Несмотря на все вышеописанное, вряд ли можно говорить о полном искоренении бартера в начале XXI века в России. Впрочем, поскольку значительная доля агентов, использующих бартер, связана с теневой экономикой, сложно делать какие-либо безаппеляционные утверждения о масштабах применении этого способа расчетов. Тем не менее, по некоторым данным, в 2008 году около половины крупных промышленных предприятий России вовлечены в бартерные отношения, например, АвтоВаз, а также многие компании металлургической, угольной, энергетической и машиностроительной отраслей.

Но «не это главное». События, начавшие происходить в российской экономике в конце 2008 – начале 2009 годов, продемонстрировали, что бартер гораздо жизнеспособнее, чем казалось в середине нулевых годов. Начиная с сентября 2008 года, т. е. как раз с началом глобального финансового кризиса, интерес к бартеру среди российский предприятий стал резко возрастать. По некоторым сведениям, С сентября 2008 года по февраль 2009 года интерес к бартерным сделкам возрос почти на 500%. Особую роль здесь играет Интернет.

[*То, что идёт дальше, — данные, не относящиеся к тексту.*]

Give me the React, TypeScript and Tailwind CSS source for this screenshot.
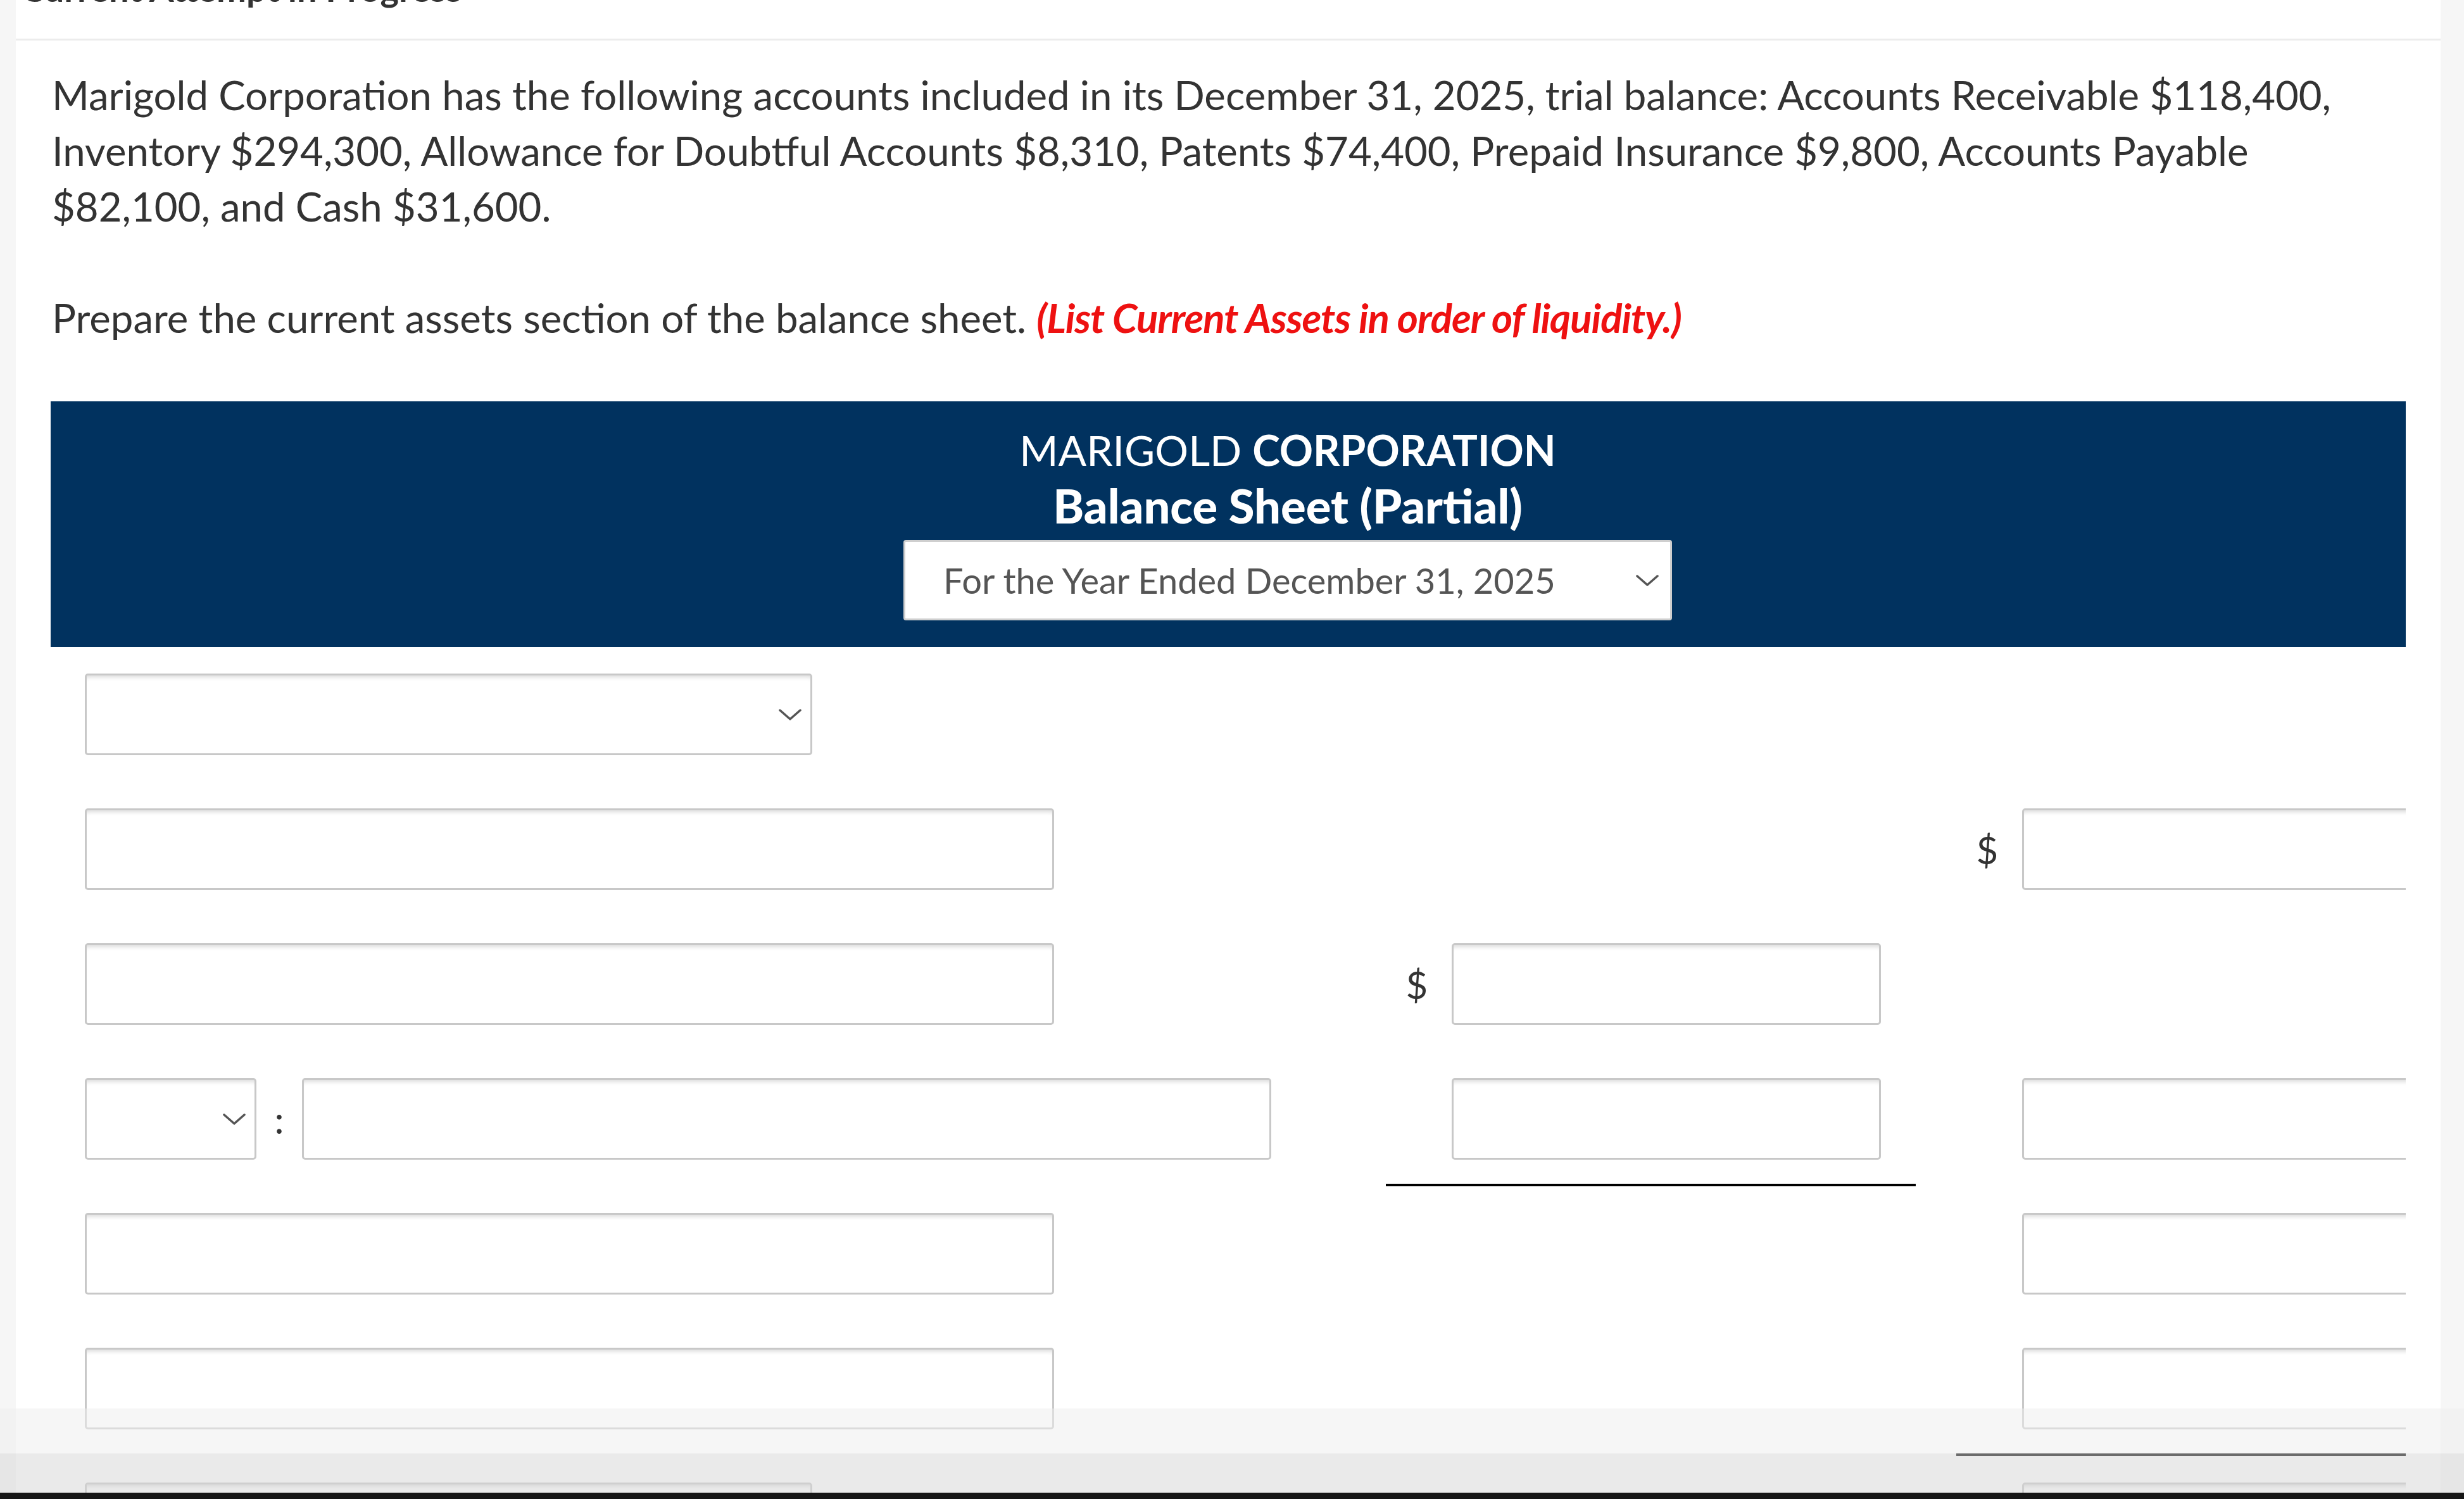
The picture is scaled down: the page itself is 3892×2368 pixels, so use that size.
import React from 'react';

type CellA = 'select' | 'input' | 'split' | 'none';
type CellNum = { dollar?: boolean; underline?: boolean } | null;

interface Row {
  a: CellA;
  b: CellNum;
  c: CellNum;
}

const rows: Row[] = [
  { a: 'select', b: null, c: null },
  { a: 'input', b: null, c: { dollar: true } },
  { a: 'input', b: { dollar: true }, c: null },
  { a: 'split', b: { underline: true }, c: {} },
  { a: 'input', b: null, c: {} },
  { a: 'input', b: null, c: { underline: true } },
  { a: 'select', b: null, c: {} },
];

const box =
  'h-[129px] bg-white border-[3px] border-[#c8c8c8] rounded-[5px] shadow-[inset_0_8px_6px_-5px_rgba(0,0,0,0.14)]';

const Chevron = () => (
  <svg width="36" height="20" viewBox="0 0 36 20" className="shrink-0">
    <polyline points="2,3 18,17 34,3" fill="none" stroke="#555555" strokeWidth="3.5" strokeLinecap="round" strokeLinejoin="round" />
  </svg>
);

const LeftCell = ({ kind }: { kind: CellA }) => {
  if (kind === 'none') return <div />;
  if (kind === 'select') {
    return (
      <div className="pl-[54px]">
        <div className={`${box} w-[1149px] flex items-center justify-end pr-[14px]`}>
          <Chevron />
        </div>
      </div>
    );
  }
  if (kind === 'split') {
    return (
      <div className="pl-[54px] flex items-start">
        <div className={`${box} w-[271px] flex items-center justify-end pr-[14px]`}>
          <Chevron />
        </div>
        <div className="w-[72px] h-[129px] flex items-center justify-center text-[60px] text-[#333]">:</div>
        <div className={`${box} w-[1531px]`} />
      </div>
    );
  }
  return (
    <div className="pl-[54px]">
      <div className={`${box} w-[1531px]`} />
    </div>
  );
};

const NumCell = ({ cell }: { cell: CellNum }) => {
  if (!cell) return <div />;
  return (
    <div className="flex flex-col">
      <div className="flex items-start">
        <div className="w-[104px] h-[129px] flex items-center justify-center text-[60px] text-[#333] pr-[6px]">
          {cell.dollar ? '$' : ''}
        </div>
        <div className={`${box} w-[678px]`} />
      </div>
      {cell.underline && <div className="mt-[38px] h-[4px] bg-black w-full" />}
    </div>
  );
};

export default function App() {
  return (
    <div className="relative w-[3892px] h-[2368px] overflow-hidden bg-[#f6f6f6] font-['Lato',sans-serif] text-[#333333]">
      <div className="ml-[25px] w-[3830px] h-full bg-white">
        {/* cut-off page title */}
        <div className="h-[64px] overflow-hidden border-b-[3px] border-[#ececec] pl-[8px]">
          <div className="mt-[-46px] text-[56px] leading-[56px] font-bold text-[#333]">Current Attempt in Progress</div>
        </div>

        <div className="pl-[57px] pt-[42px]">
          <p className="text-[63.5px] leading-[88px] w-[3740px]">
            Marigold Corporation has the following accounts included in its December 31, 2025, trial balance: Accounts Receivable $118,400,
            <br />
            Inventory $294,300, Allowance for Doubtful Accounts $8,310, Patents $74,400, Prepaid Insurance $9,800, Accounts Payable
            <br />
            $82,100, and Cash $31,600.
          </p>
          <p className="mt-[88px] text-[63.5px] leading-[88px]">
            Prepare the current assets section of the balance sheet.{' '}
            <span className="font-bold italic text-[#ee1111] tracking-[-1px]">(List Current Assets in order of liquidity.)</span>
          </p>

          <div className="mt-[88px] ml-[-2px] w-[3720px] overflow-hidden">
            <div className="w-[3908px]">
              <div className="bg-[#01325f] text-white flex flex-col items-center pt-[33px] pb-[42px]">
                <div className="text-[66px] leading-[88px]">
                  MARIGOLD <span className="font-bold">CORPORATION</span>
                </div>
                <div className="text-[74px] leading-[88px] font-black">Balance Sheet (Partial)</div>
                <div className="mt-[10px] w-[1214px] h-[127px] bg-white border-[3px] border-[#cfcfcf] rounded-[4px] flex items-center justify-between pl-[60px] pr-[18px] text-[56px] text-[#555555]">
                  <span>For the Year Ended December 31, 2025</span>
                  <Chevron />
                </div>
              </div>

              <div className="pt-[42px] grid grid-cols-[2045px_837px_837px] gap-x-[64px] auto-rows-[213px]">
                {rows.map((r, i) => (
                  <React.Fragment key={i}>
                    <LeftCell kind={r.a} />
                    <NumCell cell={r.b} />
                    <NumCell cell={r.c} />
                  </React.Fragment>
                ))}
              </div>
            </div>
          </div>
        </div>
      </div>

      {/* translucent bottom bar over the page */}
      <div className="absolute inset-x-0 bottom-0 flex flex-col">
        <div className="h-[71px] bg-[#eeeeee]/50" />
        <div className="h-[62px] bg-[#d6d6d6]/50" />
        <div className="h-[10px] bg-[#161616]" />
      </div>
    </div>
  );
}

Разумеется, вряд ли возможно повторение того, что происходило в нашей экономики с использованием бартера во второй половине 1990-х годов. Однако мы не стали бы полностью исключать возможность ситуации, при которой электронный бартер окажется новым общественным институтом, хотя надеемся, что будет всего лишь частным явлением, правда, более распространенным, чем «неэлектронный» бартер в середине нулевых годов.